▶ [SET PROBLEM]: Where does the string "index" appear in the records? Copy every line that contains it.

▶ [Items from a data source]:
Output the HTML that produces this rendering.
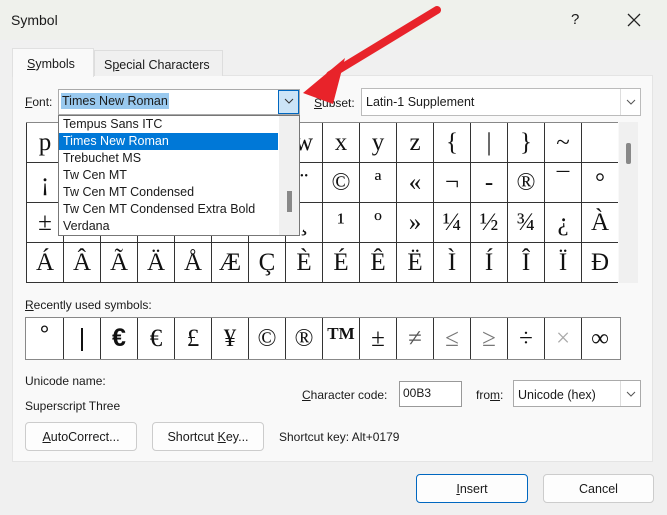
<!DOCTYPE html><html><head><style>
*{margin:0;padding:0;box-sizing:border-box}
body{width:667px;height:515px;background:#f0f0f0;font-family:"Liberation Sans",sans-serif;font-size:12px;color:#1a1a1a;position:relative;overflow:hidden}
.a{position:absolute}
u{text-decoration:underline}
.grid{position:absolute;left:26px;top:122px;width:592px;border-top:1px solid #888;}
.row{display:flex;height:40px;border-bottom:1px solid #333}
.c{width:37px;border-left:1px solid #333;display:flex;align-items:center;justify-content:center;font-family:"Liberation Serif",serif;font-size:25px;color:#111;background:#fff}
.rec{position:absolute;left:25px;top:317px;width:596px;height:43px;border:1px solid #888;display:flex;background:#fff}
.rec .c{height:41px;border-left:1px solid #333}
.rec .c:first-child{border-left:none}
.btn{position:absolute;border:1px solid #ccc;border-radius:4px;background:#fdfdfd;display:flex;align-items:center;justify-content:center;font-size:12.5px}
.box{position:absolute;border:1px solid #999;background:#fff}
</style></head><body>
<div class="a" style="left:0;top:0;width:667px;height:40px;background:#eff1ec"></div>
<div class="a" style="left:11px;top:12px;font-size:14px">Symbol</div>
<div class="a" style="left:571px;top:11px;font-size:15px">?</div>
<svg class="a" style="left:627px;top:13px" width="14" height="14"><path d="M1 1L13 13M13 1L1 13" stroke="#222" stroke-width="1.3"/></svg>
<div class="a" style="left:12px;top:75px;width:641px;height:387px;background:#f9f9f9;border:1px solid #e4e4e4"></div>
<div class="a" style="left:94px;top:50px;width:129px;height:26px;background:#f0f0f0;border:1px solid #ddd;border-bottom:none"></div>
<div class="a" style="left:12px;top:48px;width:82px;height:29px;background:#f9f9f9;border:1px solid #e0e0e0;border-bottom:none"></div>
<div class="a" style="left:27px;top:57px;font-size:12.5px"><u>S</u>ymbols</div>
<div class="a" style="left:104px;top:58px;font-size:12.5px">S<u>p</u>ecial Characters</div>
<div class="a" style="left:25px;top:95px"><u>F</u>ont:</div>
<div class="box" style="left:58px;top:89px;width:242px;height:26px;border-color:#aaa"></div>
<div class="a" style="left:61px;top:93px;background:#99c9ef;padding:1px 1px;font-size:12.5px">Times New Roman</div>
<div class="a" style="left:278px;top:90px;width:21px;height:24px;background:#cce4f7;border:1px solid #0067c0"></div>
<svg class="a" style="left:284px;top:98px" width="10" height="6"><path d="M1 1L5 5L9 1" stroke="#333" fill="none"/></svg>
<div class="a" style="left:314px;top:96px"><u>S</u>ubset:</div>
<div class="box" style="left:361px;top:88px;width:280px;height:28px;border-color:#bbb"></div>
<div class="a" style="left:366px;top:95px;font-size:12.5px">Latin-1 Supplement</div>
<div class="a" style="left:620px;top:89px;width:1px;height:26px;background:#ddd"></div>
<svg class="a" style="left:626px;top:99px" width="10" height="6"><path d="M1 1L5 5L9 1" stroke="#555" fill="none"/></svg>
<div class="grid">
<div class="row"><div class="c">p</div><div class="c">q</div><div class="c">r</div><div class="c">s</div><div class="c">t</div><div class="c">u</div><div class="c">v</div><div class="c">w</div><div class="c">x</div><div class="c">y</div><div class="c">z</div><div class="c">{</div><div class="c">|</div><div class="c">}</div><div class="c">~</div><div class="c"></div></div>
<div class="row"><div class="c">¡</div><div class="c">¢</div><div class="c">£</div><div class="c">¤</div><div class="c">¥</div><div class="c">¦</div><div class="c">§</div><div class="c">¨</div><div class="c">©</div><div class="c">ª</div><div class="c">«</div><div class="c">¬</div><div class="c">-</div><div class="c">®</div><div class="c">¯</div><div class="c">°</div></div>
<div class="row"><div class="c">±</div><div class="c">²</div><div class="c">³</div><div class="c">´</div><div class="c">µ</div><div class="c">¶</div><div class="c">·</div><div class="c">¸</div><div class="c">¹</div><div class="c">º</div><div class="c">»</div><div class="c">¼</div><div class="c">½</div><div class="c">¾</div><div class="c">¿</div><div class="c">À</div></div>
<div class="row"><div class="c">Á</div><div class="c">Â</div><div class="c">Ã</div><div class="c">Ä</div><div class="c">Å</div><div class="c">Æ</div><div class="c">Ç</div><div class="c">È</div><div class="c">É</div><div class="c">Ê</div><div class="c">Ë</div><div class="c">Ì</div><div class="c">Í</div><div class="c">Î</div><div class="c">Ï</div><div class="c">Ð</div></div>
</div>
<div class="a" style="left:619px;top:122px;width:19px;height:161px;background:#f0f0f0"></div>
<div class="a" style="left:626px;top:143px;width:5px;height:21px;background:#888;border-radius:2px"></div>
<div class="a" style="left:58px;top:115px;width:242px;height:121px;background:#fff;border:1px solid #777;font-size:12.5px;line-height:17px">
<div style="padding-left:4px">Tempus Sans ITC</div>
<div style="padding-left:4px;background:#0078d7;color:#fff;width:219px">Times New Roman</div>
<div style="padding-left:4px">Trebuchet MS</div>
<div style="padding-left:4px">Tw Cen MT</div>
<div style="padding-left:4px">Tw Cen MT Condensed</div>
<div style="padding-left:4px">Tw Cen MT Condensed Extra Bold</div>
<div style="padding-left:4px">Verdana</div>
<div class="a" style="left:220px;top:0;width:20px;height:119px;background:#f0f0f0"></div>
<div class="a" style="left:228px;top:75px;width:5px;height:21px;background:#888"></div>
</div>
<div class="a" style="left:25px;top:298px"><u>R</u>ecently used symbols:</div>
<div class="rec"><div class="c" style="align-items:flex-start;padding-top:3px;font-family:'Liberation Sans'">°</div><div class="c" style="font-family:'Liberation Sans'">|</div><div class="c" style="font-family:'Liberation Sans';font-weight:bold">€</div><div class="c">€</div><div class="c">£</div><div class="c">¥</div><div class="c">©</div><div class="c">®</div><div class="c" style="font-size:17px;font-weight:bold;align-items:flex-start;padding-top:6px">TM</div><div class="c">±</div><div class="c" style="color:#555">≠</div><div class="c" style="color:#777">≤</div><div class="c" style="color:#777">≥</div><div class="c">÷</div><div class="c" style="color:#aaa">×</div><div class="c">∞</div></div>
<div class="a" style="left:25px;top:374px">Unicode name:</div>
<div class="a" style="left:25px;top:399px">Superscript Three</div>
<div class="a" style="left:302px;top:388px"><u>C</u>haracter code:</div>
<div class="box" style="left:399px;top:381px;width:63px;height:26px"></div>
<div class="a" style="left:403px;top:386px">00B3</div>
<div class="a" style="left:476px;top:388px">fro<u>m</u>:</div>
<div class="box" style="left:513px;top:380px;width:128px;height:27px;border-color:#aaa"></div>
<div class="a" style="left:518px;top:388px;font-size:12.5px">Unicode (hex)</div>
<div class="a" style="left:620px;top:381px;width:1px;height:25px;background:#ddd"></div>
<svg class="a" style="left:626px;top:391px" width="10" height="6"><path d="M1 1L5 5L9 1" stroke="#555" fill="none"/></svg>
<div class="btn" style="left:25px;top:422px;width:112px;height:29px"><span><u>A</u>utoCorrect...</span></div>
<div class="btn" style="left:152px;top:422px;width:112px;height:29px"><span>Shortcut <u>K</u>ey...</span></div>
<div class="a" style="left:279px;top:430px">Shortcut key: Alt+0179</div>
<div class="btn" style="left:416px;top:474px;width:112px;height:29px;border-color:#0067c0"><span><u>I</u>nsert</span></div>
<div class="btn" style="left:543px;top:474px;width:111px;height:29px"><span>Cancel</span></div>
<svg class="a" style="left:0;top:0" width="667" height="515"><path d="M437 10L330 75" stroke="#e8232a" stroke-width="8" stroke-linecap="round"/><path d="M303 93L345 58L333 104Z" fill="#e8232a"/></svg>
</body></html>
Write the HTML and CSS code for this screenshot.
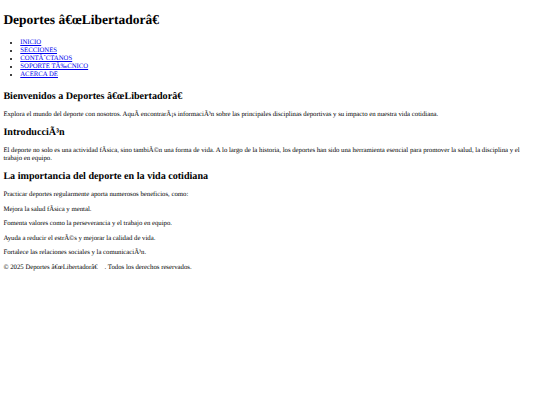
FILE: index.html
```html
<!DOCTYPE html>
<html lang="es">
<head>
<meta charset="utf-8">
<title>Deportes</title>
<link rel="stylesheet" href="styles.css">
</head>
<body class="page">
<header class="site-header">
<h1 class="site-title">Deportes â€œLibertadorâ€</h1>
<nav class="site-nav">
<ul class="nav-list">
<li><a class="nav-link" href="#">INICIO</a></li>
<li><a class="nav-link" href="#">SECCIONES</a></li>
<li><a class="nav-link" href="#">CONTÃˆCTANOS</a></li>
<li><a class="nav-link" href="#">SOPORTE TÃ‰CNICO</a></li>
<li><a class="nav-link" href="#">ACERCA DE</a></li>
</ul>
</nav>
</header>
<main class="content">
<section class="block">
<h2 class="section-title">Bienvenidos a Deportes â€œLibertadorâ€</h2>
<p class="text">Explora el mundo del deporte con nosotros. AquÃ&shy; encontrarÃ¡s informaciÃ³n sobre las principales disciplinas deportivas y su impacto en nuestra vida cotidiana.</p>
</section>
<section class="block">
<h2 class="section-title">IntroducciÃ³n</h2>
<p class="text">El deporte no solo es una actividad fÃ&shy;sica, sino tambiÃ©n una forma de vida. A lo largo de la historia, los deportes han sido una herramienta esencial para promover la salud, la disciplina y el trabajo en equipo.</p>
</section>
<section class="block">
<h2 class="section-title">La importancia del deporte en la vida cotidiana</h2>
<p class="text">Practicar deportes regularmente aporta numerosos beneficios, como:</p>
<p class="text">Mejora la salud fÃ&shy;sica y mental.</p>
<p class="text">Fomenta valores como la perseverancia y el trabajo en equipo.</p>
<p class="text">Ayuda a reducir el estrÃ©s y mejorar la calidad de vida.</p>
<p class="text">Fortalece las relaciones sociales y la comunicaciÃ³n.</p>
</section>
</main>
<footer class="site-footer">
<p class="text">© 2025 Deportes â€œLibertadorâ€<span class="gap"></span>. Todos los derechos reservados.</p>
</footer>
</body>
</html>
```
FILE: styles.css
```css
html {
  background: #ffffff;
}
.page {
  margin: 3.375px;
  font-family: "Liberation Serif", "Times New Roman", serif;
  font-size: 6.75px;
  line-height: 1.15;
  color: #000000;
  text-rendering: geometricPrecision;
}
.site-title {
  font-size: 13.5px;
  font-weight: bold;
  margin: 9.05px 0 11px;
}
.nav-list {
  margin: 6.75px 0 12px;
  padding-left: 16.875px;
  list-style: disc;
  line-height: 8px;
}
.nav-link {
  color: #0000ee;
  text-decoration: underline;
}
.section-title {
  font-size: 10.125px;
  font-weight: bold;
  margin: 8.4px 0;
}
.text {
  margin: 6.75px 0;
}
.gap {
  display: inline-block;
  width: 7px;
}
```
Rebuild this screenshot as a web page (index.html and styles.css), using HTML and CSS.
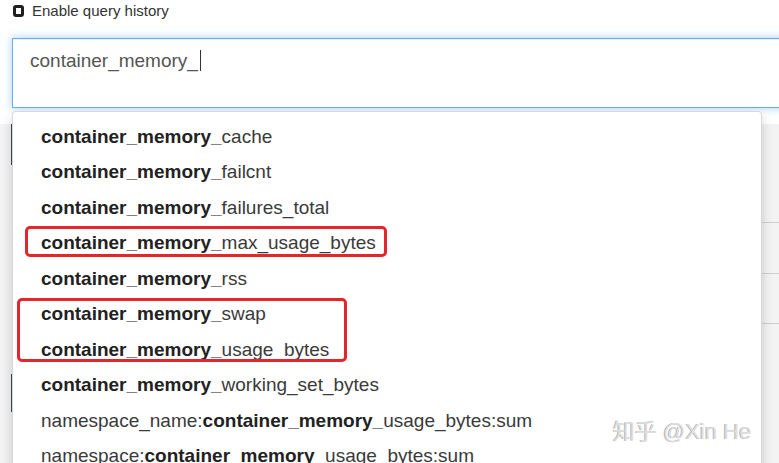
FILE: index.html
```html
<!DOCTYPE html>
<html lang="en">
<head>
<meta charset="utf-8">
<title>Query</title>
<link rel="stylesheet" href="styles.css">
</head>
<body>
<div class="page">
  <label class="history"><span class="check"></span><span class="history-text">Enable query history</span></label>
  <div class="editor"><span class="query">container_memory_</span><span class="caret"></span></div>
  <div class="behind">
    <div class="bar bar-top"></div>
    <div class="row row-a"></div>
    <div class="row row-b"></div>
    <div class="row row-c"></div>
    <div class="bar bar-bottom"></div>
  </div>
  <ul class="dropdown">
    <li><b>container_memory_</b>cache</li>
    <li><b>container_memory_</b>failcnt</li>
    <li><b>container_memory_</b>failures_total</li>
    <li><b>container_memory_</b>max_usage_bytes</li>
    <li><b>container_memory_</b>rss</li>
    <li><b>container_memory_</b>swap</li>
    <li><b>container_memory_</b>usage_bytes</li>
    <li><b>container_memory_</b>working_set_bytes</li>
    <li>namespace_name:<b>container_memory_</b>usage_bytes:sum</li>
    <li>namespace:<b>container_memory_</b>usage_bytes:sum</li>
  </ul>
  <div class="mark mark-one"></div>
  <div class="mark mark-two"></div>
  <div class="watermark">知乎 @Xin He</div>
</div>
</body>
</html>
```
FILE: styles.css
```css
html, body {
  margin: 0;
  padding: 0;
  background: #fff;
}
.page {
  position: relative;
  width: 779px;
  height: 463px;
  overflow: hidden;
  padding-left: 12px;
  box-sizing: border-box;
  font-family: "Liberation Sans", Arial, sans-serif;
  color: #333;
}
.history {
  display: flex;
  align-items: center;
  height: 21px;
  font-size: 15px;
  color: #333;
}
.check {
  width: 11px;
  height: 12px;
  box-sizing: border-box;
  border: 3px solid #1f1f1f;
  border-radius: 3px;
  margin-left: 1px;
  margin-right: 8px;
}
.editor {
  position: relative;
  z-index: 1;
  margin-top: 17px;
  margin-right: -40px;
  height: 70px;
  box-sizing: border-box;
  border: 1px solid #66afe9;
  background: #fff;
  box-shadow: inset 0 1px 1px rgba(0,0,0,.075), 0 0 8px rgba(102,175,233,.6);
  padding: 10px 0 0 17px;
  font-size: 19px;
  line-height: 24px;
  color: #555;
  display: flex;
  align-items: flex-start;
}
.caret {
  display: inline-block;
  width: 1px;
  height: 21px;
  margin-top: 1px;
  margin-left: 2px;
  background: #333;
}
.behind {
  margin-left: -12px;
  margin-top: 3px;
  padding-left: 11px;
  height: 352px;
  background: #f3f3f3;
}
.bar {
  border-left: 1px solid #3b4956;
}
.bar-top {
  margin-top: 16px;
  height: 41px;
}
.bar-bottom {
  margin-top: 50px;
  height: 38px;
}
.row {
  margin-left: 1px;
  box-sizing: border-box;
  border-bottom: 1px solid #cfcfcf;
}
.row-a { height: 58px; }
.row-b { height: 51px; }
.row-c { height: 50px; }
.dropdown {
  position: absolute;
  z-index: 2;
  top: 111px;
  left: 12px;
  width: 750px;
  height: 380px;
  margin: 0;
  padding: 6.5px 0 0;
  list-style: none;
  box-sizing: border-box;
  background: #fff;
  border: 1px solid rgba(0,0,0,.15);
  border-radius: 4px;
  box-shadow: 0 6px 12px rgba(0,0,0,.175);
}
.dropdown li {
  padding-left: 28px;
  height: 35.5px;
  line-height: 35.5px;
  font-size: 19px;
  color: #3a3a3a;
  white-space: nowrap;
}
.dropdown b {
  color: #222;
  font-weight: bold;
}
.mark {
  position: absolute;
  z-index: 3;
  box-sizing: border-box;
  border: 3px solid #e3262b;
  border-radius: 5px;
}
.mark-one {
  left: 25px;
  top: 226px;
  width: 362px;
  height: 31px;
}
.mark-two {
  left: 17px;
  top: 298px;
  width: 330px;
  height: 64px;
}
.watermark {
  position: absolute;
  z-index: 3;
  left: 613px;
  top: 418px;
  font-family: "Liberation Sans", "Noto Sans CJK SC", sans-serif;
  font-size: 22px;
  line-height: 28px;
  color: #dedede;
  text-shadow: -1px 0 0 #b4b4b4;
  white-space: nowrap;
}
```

▶ [WRITTEN ANSWER]:
FILE: index.html
Rebuild this screenshot as a web page (index.html and styles.css), using HTML and CSS.
FILE: index.html
  z-index: 1;
  z-index: 2;
  z-index: 3;
  z-index: 3;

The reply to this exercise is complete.